# Given instruction
Read the records below. Copy each line where the string "Rebuild" occurs.

::::

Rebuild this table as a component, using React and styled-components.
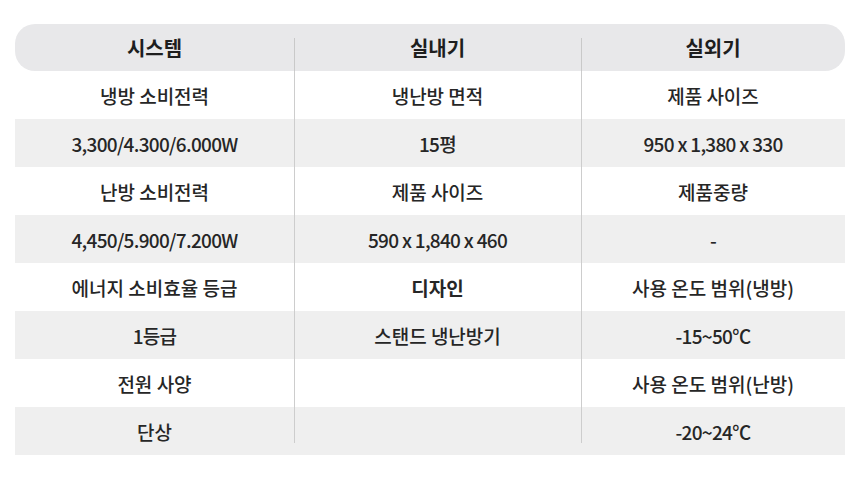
import React from 'react';
import styled, { createGlobalStyle } from 'styled-components';

const GlobalStyle = createGlobalStyle`
  body {
    margin: 0;
    background: #ffffff;
    font-family: "Noto Sans CJK KR", "Noto Sans", sans-serif;
    color: #222222;
  }
`

const Page = styled.div`
  width: 860px;
  height: 481px;
  padding: 24px 15px 0 15px;
  box-sizing: border-box;
`
const SpecTable = styled.div`
  display: grid;
  grid-template-columns: 279px 287px 264px;
`
const HeadCell = styled.div`
  position: relative;
  height: 47px;
  display: flex;
  align-items: center;
  justify-content: center;
  background: #e8e8ea;
  font-size: 20px;
  font-weight: 700;
  color: #1e1e1e;
  border-radius: ${p => p.$first ? '20px 0 0 20px' : p.$last ? '0 20px 20px 0' : '0'};
  &::before {
    content: '';
    display: ${p => p.$first ? 'none' : 'block'};
    position: absolute;
    left: 0;
    top: 14px;
    bottom: 0;
    width: 1px;
    background: #c9c9c9;
  }
`
const Cell = styled.div`
  position: relative;
  height: 48px;
  display: flex;
  align-items: center;
  justify-content: center;
  background: ${p => p.$shaded ? '#efefef' : '#ffffff'};
  font-size: 19px;
  font-weight: ${p => p.$bold ? 700 : 500};
  color: #262626;
  letter-spacing: ${p => p.$numeric ? '-0.7px' : '0'};
  &::before {
    content: '';
    display: ${p => p.$first ? 'none' : 'block'};
    position: absolute;
    left: 0;
    top: 0;
    bottom: ${p => p.$end ? '12px' : '0'};
    width: 1px;
    background: #cdcdcd;
  }
`

const heads = ['시스템', '실내기', '실외기']

const rows = [
  ['냉방 소비전력', '냉난방 면적', '제품 사이즈'],
  ['3,300/4.300/6.000W', '15평', '950 x 1,380 x 330'],
  ['난방 소비전력', '제품 사이즈', '제품중량'],
  ['4,450/5.900/7.200W', '590 x 1,840 x 460', '-'],
  ['에너지 소비효율 등급', { text: '디자인', bold: true }, '사용 온도 범위(냉방)'],
  ['1등급', '스탠드 냉난방기', '-15~50℃'],
  ['전원 사양', '', '사용 온도 범위(난방)'],
  ['단상', '', '-20~24℃'],
]

const App = () => {
  return (
    <Page>
      <GlobalStyle />
      <SpecTable>
        {heads.map((h, i) => (
          <HeadCell key={h} $first={i === 0} $last={i === heads.length - 1}>{h}</HeadCell>
        ))}
        {rows.map((row, r) =>
          row.map((c, i) => {
            const text = typeof c === 'string' ? c : c.text
            return (
              <Cell
                key={r + '-' + i}
                $shaded={r % 2 === 1}
                $first={i === 0}
                $end={r === rows.length - 1}
                $bold={typeof c !== 'string' && c.bold}
                $numeric={/[0-9]/.test(text) || text === '-'}
              >
                {text}
              </Cell>
            )
          })
        )}
      </SpecTable>
    </Page>
  )
}
export default App;
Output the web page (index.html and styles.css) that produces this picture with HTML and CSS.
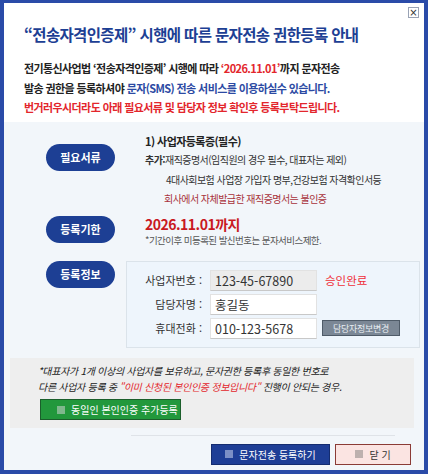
FILE: index.html
```html
<!DOCTYPE html>
<html lang="ko">
<head>
    <meta charset="UTF-8">
    <meta name="viewport" content="width=device-width, initial-scale=1.0">
    <title>문자전송 권한등록 안내</title>
    <link rel="stylesheet" href="styles.css">
</head>
<body>
    <div class="popup">
        <button class="close-btn" type="button">&times;</button>

        <div class="intro">
            <h1>“전송자격인증제” 시행에 따른 문자전송 권한등록 안내</h1>
            <p>전기통신사업법 ‘전송자격인증제’ 시행에 따라 <span class="red">‘2026.11.01’</span>까지 문자전송</p>
            <p>발송 권한을 등록하셔야 <span class="blue">문자(SMS) 전송 서비스를 이용하실수 있습니다.</span></p>
            <p class="red">번거러우시더라도 아래 필요서류 및 담당자 정보 확인후 등록부탁드립니다.</p>
        </div>

        <div class="content">
            <div class="row row-docs">
                <div class="pill pill-docs">필요서류</div>
                <div class="row-text">
                    <div class="doc-main">1) 사업자등록증(필수)</div>
                    <div><b>추가:</b>재직증명서(임직원의 경우 필수, 대표자는 제외)</div>
                    <div class="indent">4대사회보험 사업장 가입자 명부,건강보험 자격확인서등</div>
                    <div class="warn">회사에서 자체발급한 재직증명서는 불인증</div>
                </div>
            </div>

            <div class="row row-date">
                <div class="pill pill-date">등록기한</div>
                <div class="row-text">
                    <div class="deadline">2026.11.01까지</div>
                    <div class="small-note">*기간이후 미등록된 발신번호는 문자서비스제한.</div>
                </div>
            </div>

            <div class="row">
                <div class="pill">등록정보</div>
                <div class="info-box">
                    <div class="field">
                        <label>사업자번호 :</label>
                        <input type="text" class="readonly" value="123-45-67890" readonly>
                        <span class="status">승인완료</span>
                    </div>
                    <div class="field">
                        <label>담당자명 :</label>
                        <input type="text" value="홍길동">
                    </div>
                    <div class="field">
                        <label>휴대전화 :</label>
                        <input type="text" value="010-123-5678">
                        <button type="button" class="btn-change">담당자정보변경</button>
                    </div>
                </div>
            </div>

            <div class="notice">
                <p>*대표자가 1개 이상의 사업자를 보유하고, 문자권한 등록후 동일한 번호로</p>
                <p>다른 사업자 등록 중 <span class="red">"이미 신청된 본인인증 정보입니다"</span> 진행이 안되는 경우.</p>
                <button type="button" class="btn btn-green"><i class="sq"></i>동일인 본인인증 추가등록</button>
            </div>

            <div class="divider"></div>
            <div class="footer">
                <button type="button" class="btn btn-submit"><i class="sq"></i>문자전송 등록하기</button>
                <button type="button" class="btn btn-close"><i class="sq"></i>닫 기</button>
            </div>
        </div>
    </div>
</body>
</html>
```

FILE: styles.css
```css
:root {
    --frame-blue: #2a4ba8;
    --navy: #1d3f94;
    --red: #e3262c;
    --text: #222;
    --panel: #f2f6fa;
}

* {
    margin: 0;
    padding: 0;
    box-sizing: border-box;
}

body {
    font-family: "Noto Sans CJK KR", "Noto Sans", sans-serif;
    color: var(--text);
    background: #fff;
}

.popup {
    position: relative;
    width: 428px;
    height: 474px;
    border: 4px solid var(--frame-blue);
    border-top-width: 3px;
    display: flex;
    flex-direction: column;
    background: #fff;
}

.close-btn {
    position: absolute;
    top: 4px;
    right: 5px;
    width: 11px;
    height: 11px;
    border: 1px solid #9aa3b5;
    background: #fff;
    color: #333;
    font-size: 10px;
    line-height: 8px;
    font-family: "DejaVu Sans", sans-serif;
    cursor: pointer;
}

/* intro */
.intro {
    flex: none;
    padding: 20px 20px 0;
    height: 119px;
}

.intro h1 {
    font-size: 15.5px;
    font-weight: 700;
    color: var(--navy);
    letter-spacing: -0.65px;
    margin-bottom: 14px;
}

.intro p {
    font-size: 11px;
    font-weight: 700;
    line-height: 19.5px;
    letter-spacing: -0.6px;
}

.red {
    color: var(--red);
}

.blue {
    color: #2c4aa3;
}

/* content */
.content {
    flex: 1;
    background: var(--panel);
    padding-top: 11px;
}

.row {
    display: flex;
    align-items: flex-start;
    padding-left: 42px;
    margin-bottom: 10px;
}

.row-docs {
    margin-bottom: 6px;
}

.row-date {
    margin-bottom: 14px;
}

.pill {
    flex: none;
    width: 69px;
    height: 27px;
    border-radius: 14px;
    background: var(--navy);
    color: #fff;
    font-size: 11px;
    font-weight: 700;
    text-align: center;
    line-height: 27px;
    margin-right: 11px;
}

.pill-docs {
    margin-top: 11px;
}

.pill-date {
    margin-top: 1px;
}

.row-text {
    padding-left: 19px;
    font-size: 10px;
    line-height: 19.5px;
    letter-spacing: -0.55px;
    color: #333;
}

.doc-main {
    font-size: 11px;
    font-weight: 700;
    color: #222;
    line-height: 17px;
}

.indent {
    padding-left: 21px;
}

.warn {
    color: #a8323a;
    padding-left: 19px;
}

.deadline {
    font-size: 14px;
    font-weight: 700;
    color: #c9191f;
    line-height: 18px;
    letter-spacing: -0.5px;
}

.small-note {
    font-size: 9.5px;
    color: #555;
    line-height: 14px;
}

/* info box */
.info-box {
    width: 294px;
    height: 87px;
    background: #eef5fc;
    border: 1px solid #dbe3ea;
    padding: 8px 0 0 8px;
}

.field {
    display: flex;
    align-items: center;
    height: 21px;
    margin-bottom: 3px;
}

.field label {
    width: 67px;
    text-align: right;
    font-size: 11px;
    color: #333;
    margin-right: 8px;
}

.field input {
    flex: none;
    width: 107px;
    height: 21px;
    border: 1px solid #e2e2e2;
    border-bottom-color: #c8c8c8;
    background: #fff;
    font-family: "Noto Sans CJK KR", "Noto Sans", sans-serif;
    font-size: 12.5px;
    color: #333;
    padding: 0 4px;
}

.field input.readonly {
    background: #ececec;
}

.status {
    margin-left: 8px;
    font-size: 11.5px;
    color: #f0303a;
}

.btn-change {
    margin-left: 5px;
    width: 78px;
    height: 16px;
    background: #7b8795;
    border: 1px solid #4f5b68;
    color: #e8edf2;
    font-family: "Noto Sans CJK KR", sans-serif;
    font-size: 9px;
    letter-spacing: -0.3px;
}

/* notice */
.notice {
    margin: 4px 10px 0 6px;
    height: 70px;
    background: #eeeeee;
    padding: 5px 0 0 28px;
}

.notice p {
    font-size: 10px;
    font-style: italic;
    line-height: 16px;
    color: #222;
    letter-spacing: -0.3px;
}

.btn {
    display: inline-flex;
    align-items: center;
    justify-content: center;
    font-family: "Noto Sans CJK KR", sans-serif;
    font-size: 10px;
    cursor: pointer;
}

.sq {
    display: inline-block;
    width: 8px;
    height: 8px;
    margin-right: 6px;
}

.btn-green {
    margin: 3px 0 0 2px;
    width: 141px;
    height: 21px;
    background: #22983c;
    border: 1px solid #1b5e2b;
    color: #fff;
    justify-content: flex-start;
    padding-left: 16px;
}

.btn-green .sq {
    background: #7fb88d;
}

/* footer */
.divider {
    margin: 7px 29px 0 127px;
    border-top: 1px solid #dfe3e8;
}

.footer {
    display: flex;
    justify-content: flex-end;
    gap: 5px;
    padding: 8px 13px 0 0;
}

.footer .btn {
    height: 21px;
}

.btn-submit {
    width: 119px;
    background: #1e3e96;
    border: 1px solid #142c70;
    color: #fff;
}

.btn-submit .sq {
    background: #7b8fc6;
}

.btn-close {
    width: 76px;
    background: #fbe4e2;
    border: 1px solid #8b3b36;
    color: #333;
}

.btn-close .sq {
    background: #bdb0ae;
}
```
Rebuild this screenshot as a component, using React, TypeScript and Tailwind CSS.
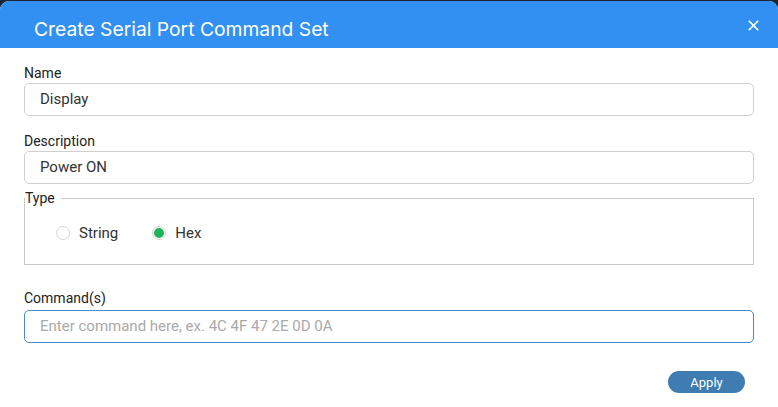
import { X } from "lucide-react";

function Field({ label, value, placeholder, focused }: { label: string; value?: string; placeholder?: string; focused?: boolean }) {
  return (
    <div className="flex flex-col">
      <span className="text-[14px] leading-5 text-[#222]">{label}</span>
      <div
        className={`h-[33px] rounded-[5px] border px-[15px] flex items-center text-[15px] ${
          focused ? "border-[#4a8ad0] mt-[2px]" : "border-[#cfcfcf]"
        }`}
      >
        {value ? <span className="text-[#333]">{value}</span> : <span className="text-[#aaaaaa]">{placeholder}</span>}
      </div>
    </div>
  );
}

function Radio({ label, checked }: { label: string; checked?: boolean }) {
  return (
    <label className="flex items-center gap-[9px]">
      <span className="w-[14px] h-[14px] rounded-full border border-[#d4d4d4] bg-white flex items-center justify-center">
        {checked && <span className="w-[10px] h-[10px] rounded-full bg-[#1fb35a]" />}
      </span>
      <span className="text-[15px] text-[#333]">{label}</span>
    </label>
  );
}

export default function App() {
  return (
    <div className="w-[778px] h-[407px] bg-[#1b2433] pt-px" style={{ fontFamily: "Roboto, 'Liberation Sans', sans-serif" }}>
      <div className="h-full bg-white rounded-t-[9px] overflow-hidden flex flex-col">
        <div className="h-[47px] bg-[#3190f2] flex items-center justify-between pl-[34px] pr-[16px] shrink-0">
          <span className="text-white text-[19.3px] pt-[9px]" style={{ fontFamily: "Inter, 'Noto Sans', sans-serif" }}>
            Create Serial Port Command Set
          </span>
          <X className="text-white mt-[1px]" size={17} strokeWidth={2.4} />
        </div>
        <div className="px-[24px] flex flex-col">
          <div className="mt-[15px]">
            <Field label="Name" value="Display" />
          </div>
          <div className="mt-[15px]">
            <Field label="Description" value="Power ON" />
          </div>
          <fieldset className="mt-[4px] h-[77px] border border-[#c8c8c8]">
            <legend className="text-[14px] leading-5 text-[#222] pr-[6px]">Type</legend>
            <div className="flex items-center gap-[34px] pl-[31px] pt-[14px]">
              <Radio label="String" />
              <Radio label="Hex" checked />
            </div>
          </fieldset>
          <div className="mt-[23px]">
            <Field label="Command(s)" placeholder="Enter command here, ex. 4C 4F 47 2E 0D 0A" focused />
          </div>
          <div className="flex justify-end mt-[28px] pr-[9px]">
            <button className="w-[77px] h-[22px] rounded-full bg-[#3e7cb2] text-white text-[13px] leading-none">Apply</button>
          </div>
        </div>
      </div>
    </div>
  );
}
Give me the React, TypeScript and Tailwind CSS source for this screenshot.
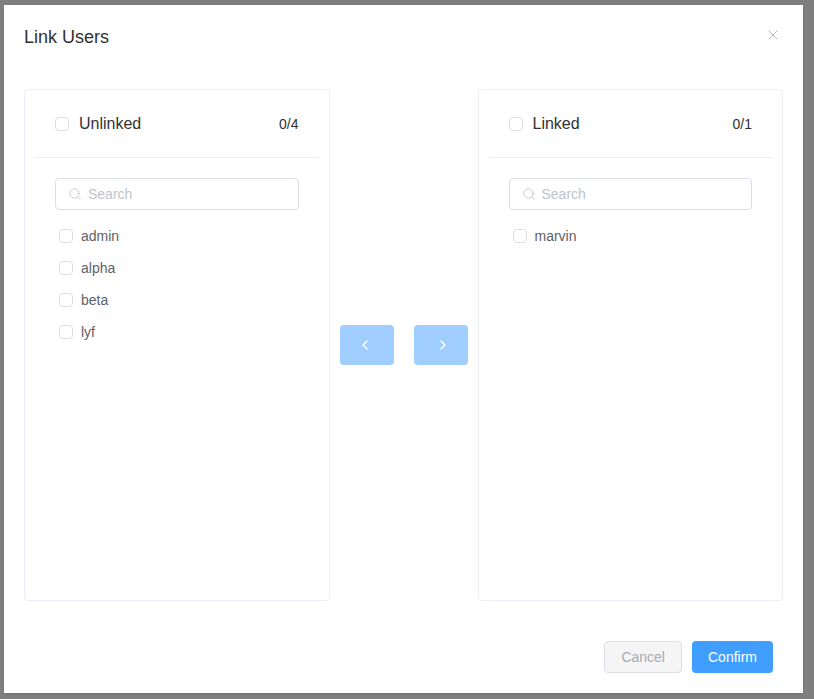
import { ChevronLeft, ChevronRight, Search, X } from 'lucide-react';

function Checkbox() {
  return <span className="size-3.5 shrink-0 rounded-sm border border-[#dcdfe6] bg-white" />;
}

function TransferPanel({ title, count, items }: { title: string; count: string; items: string[] }) {
  return (
    <div className="h-128 flex-1 rounded border border-[#ebeef5] bg-white">
      <div className="mx-2.5 flex h-17 items-center justify-between border-b border-[#ebeef5] px-5">
        <div className="flex items-center gap-2.5">
          <Checkbox />
          <span className="text-base text-[#303133]">{title}</span>
        </div>
        <span className="text-sm text-[#303133]">{count}</span>
      </div>
      <div className="px-7.5 pt-5">
        <div className="flex h-8 items-center gap-1.5 rounded border border-[#dcdfe6] px-3">
          <Search className="size-3.5 text-[#c0c4cc]" strokeWidth={1.5} />
          <span className="text-sm text-[#c0c4cc]">Search</span>
        </div>
        <ul className="mt-2.5 px-1">
          {items.map((item) => (
            <li key={item} className="flex h-8 items-center gap-2">
              <Checkbox />
              <span className="text-sm text-[#606266]">{item}</span>
            </li>
          ))}
        </ul>
      </div>
    </div>
  );
}

export default function App() {
  return (
    <div className="h-screen bg-[#7f7f7f] pl-1 pt-[5px] font-['Liberation_Sans',Arial,sans-serif]">
      <div className="w-[799px] bg-white pb-5 shadow-sm">
        <div className="flex items-start justify-between px-5 pt-5">
          <h2 className="text-lg leading-6 text-[#303133]">Link Users</h2>
          <button className="mr-0.5 mt-0.5 text-[#909399]">
            <X className="size-4" strokeWidth={1} />
          </button>
        </div>
        <div className="mt-10 flex px-5">
          <TransferPanel title="Unlinked" count="0/4" items={['admin', 'alpha', 'beta', 'lyf']} />
          <div className="flex w-37 items-center justify-center gap-5">
            <button className="flex h-10 w-13.5 items-center justify-center rounded bg-[#a0cfff] pr-1 text-white">
              <ChevronLeft className="size-4" />
            </button>
            <button className="flex h-10 w-13.5 items-center justify-center rounded bg-[#a0cfff] pl-1 text-white">
              <ChevronRight className="size-4" />
            </button>
          </div>
          <TransferPanel title="Linked" count="0/1" items={['marvin']} />
        </div>
        <div className="mt-10 flex justify-end gap-2.5 pr-7.5">
          <button className="h-8 rounded border border-[#dcdfe6] bg-[#f5f5f5] px-4 text-sm text-[#a8abb2]">Cancel</button>
          <button className="h-8 rounded bg-[#409eff] px-4 text-sm text-white">Confirm</button>
        </div>
      </div>
    </div>
  );
}
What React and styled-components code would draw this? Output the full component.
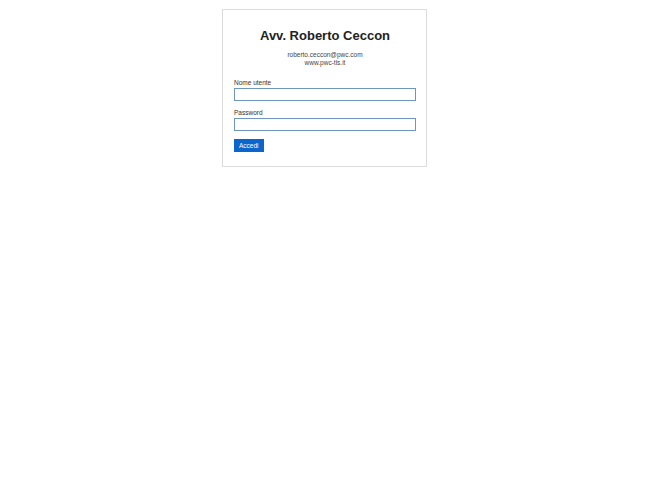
import React from "react";
import styled, { createGlobalStyle } from "styled-components";

const Global = createGlobalStyle`
  html, body { margin: 0; padding: 0; background: #fff; }
  body { font-family: "Liberation Sans", Arial, sans-serif; color: #333; }
`;

const Page = styled.div`
  display: flex;
  justify-content: center;
  padding: 9px 1px 0 0;
`;

const Card = styled.div`
  width: 182px;
  border: 1px solid #dcdcdc;
  padding: 18px 10px 14px 11px;
  display: flex;
  flex-direction: column;
`;

const Title = styled.h1`
  margin: 0;
  font-size: 13px;
  line-height: 16px;
  font-weight: bold;
  color: #222;
  text-align: center;
`;

const Contact = styled.div`
  margin-top: 7px;
  font-size: 6.5px;
  line-height: 7.5px;
  color: #444;
  text-align: center;
`;

const Form = styled.form`
  margin-top: 13px;
  display: flex;
  flex-direction: column;
`;

const Field = styled.label`
  display: flex;
  flex-direction: column;
  margin-bottom: 8px;
`;

const Label = styled.span`
  font-size: 6.5px;
  line-height: 8px;
  color: #333;
  margin-bottom: 1px;
`;

const Input = styled.input`
  box-sizing: border-box;
  width: 182px;
  height: 13px;
  border: 1px solid #6f97bd;
  padding: 0 2px;
  font-size: 7px;
  outline: none;
  margin: 0;
`;

const Button = styled.button`
  align-self: flex-start;
  margin-top: 0;
  height: 13px;
  padding: 0 5px;
  background: #0a66cc;
  color: #fff;
  border: none;
  font-family: "Liberation Sans", Arial, sans-serif;
  font-size: 6.5px;
  line-height: 13px;
`;

export default function App() {
  return (
    <>
      <Global />
      <Page>
        <Card>
          <Title>Avv. Roberto Ceccon</Title>
          <Contact>
            roberto.ceccon@pwc.com
            <br />
            www.pwc-tls.it
          </Contact>
          <Form onSubmit={(e) => e.preventDefault()}>
            <Field>
              <Label>Nome utente</Label>
              <Input type="text" />
            </Field>
            <Field>
              <Label>Password</Label>
              <Input type="password" />
            </Field>
            <Button type="submit">Accedi</Button>
          </Form>
        </Card>
      </Page>
    </>
  );
}
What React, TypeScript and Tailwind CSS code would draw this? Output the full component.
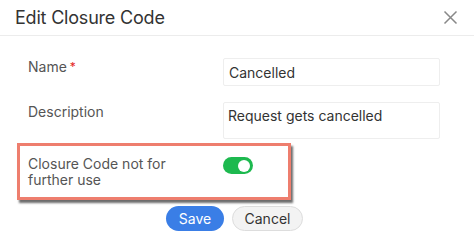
export default function App() {
  return (
    <div className="w-[474px] h-[248px] bg-white overflow-hidden font-['Inter',sans-serif] text-[#444]">
      {/* Header */}
      <header className="h-[36px] flex items-center justify-between pl-[15px] pr-[16px] border-b border-[#ececec]">
        <h1 className="text-[18px] text-[#333] tracking-[-0.2px]">Edit Closure Code</h1>
        <svg width="15" height="15" viewBox="0 0 15 15" className="text-[#888]">
          <path d="M1.5 1.5 13.5 13.5M13.5 1.5 1.5 13.5" stroke="currentColor" strokeWidth="1.5" />
        </svg>
      </header>

      <div className="pt-[22px]">
        {/* Name */}
        <div className="flex pl-[28px]">
          <label className="w-[195px] text-[14px] text-[#555] leading-[18px]">
            Name<span className="text-[#e42525] ml-[3px] align-top text-[12px]">*</span>
          </label>
          <div className="w-[217px] h-[28px] border border-[#eee] rounded-[2px] flex items-center px-[5px] text-[14px] text-[#333]">
            Cancelled
          </div>
        </div>

        {/* Description */}
        <div className="flex pl-[28px] mt-[16px]">
          <label className="w-[195px] text-[14px] text-[#555] pt-[1px] leading-[18px]">Description</label>
          <div className="w-[217px] h-[37px] border border-[#eee] rounded-[2px] px-[4px] pt-[4px] text-[14px] text-[#333] leading-[18px]">
            Request gets cancelled
          </div>
        </div>

        {/* Highlighted row */}
        <div className="ml-[17px] mt-[4px] w-[274px] h-[57px] border-[3px] border-[#ee7e6e] shadow-[2px_3px_2px_rgba(60,60,60,0.75)] flex items-start pt-[10px] pl-[8px]">
          <div className="w-[195px] text-[14px] text-[#555] leading-[16px]">
            <div>Closure Code not for</div>
            <div>further use</div>
          </div>
          <div className="w-[30px] h-[17px] mt-[1px] rounded-full bg-[#1db94f] flex items-center justify-end pr-[3px]">
            <div className="w-[12px] h-[12px] rounded-full bg-white" />
          </div>
        </div>

        {/* Buttons */}
        <div className="flex gap-[8px] pl-[166px] mt-[6px]">
          <button className="w-[58px] h-[25px] rounded-full bg-[#3a7ee6] text-white text-[14px]">Save</button>
          <button className="w-[71px] h-[25px] rounded-full bg-[#f3f3f3] border border-[#ddd] text-[#333] text-[14px]">
            Cancel
          </button>
        </div>
      </div>
    </div>
  );
}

::::

# Solved problem
Rebuild this table as a component, using React and styled-components.
Rebuild this screenshot as a component, using React, TypeScript and Tailwind CSS.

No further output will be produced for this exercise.